Spike Lee returns to Cannes almost 30 years after “Do the Right Thing” was tipped for, but failed to get, the Palme d’Or. (“He said he was robbed, I agree with him,” said Roxborough.)

“BlacKkKlansman”, the true story of an African-American police officer who infiltrates the Ku Klux Klan, stars John David Washington (son of Denzel) and Adam Driver.

Lee says the story, set in the 1970s, is more relevant than ever in President Donald Trump’s America.

“Agent Orange refused to repudiate the Klan, the alt-right and the Nazis,” he told Hollywood Reporter.

“‘There’s good people on both sides.’ That’s going to be on his gravestone.”

In competition for the Palme d’Or, “BlacKkKlansman” will open in U.S. cinemas on Aug. 10, one day before the anniversary of the far-right rally in Charlottesville, Virginia where counter-protester Heather Heyer was killed by a car driven into the crowd.

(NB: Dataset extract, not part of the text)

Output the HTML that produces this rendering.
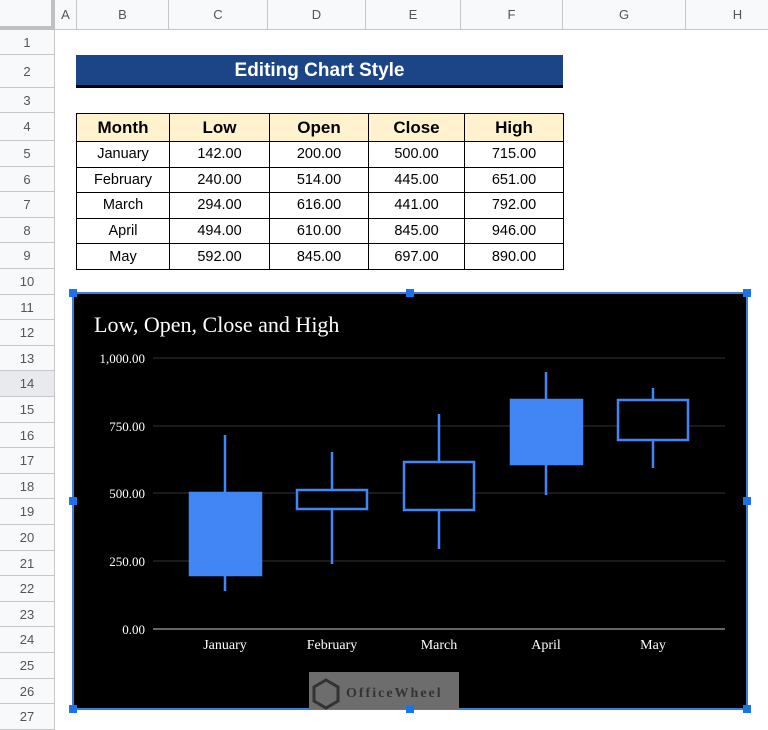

The Man who Killed Don Quixote

Terry Gilliam’s two-decade struggle to make this film has entered movie folklore. An initial version, starring Johnny Depp and Vanessa Paradis, was dumped after a series of calamities meant shooting had to stop.

Finally finished, it remains to be seen if this version, with “Brazil” star Jonathan Pryce as the Spanish knight who tilts at windmills, can be shown at Cannes due to a last-minute legal challenge from a movie producer who says he has the rights over it.

“It’s taken him so long to make this movie I think we all owe it to the man to go and check it out,” said Roxborough of the film that should, but may not, close the festival, out of competition, on May 19.

A Paris court on Monday heard an application for an injunction on showing the film, but will not rule until Wednesday.

Leto (The Summer)/ 3 Faces

Two films in the main competition will screen without the presence of their directors – both prevented from traveling by national authorities in their home countries.

Leto, about the Leningrad rock music scene in the latter years of the Soviet Union, is directed by Kirill Serebrennikov who is under house arrest pending a fraud case his supporters say is part of a government crackdown on artistic freedoms.

Iranian director Jafar Panahi was arrested in 2010 and banned from making films, but has continued to work, to international acclaim. Like his 2015 film “Taxi”, “3 Faces” features Panahi playing himself on screen.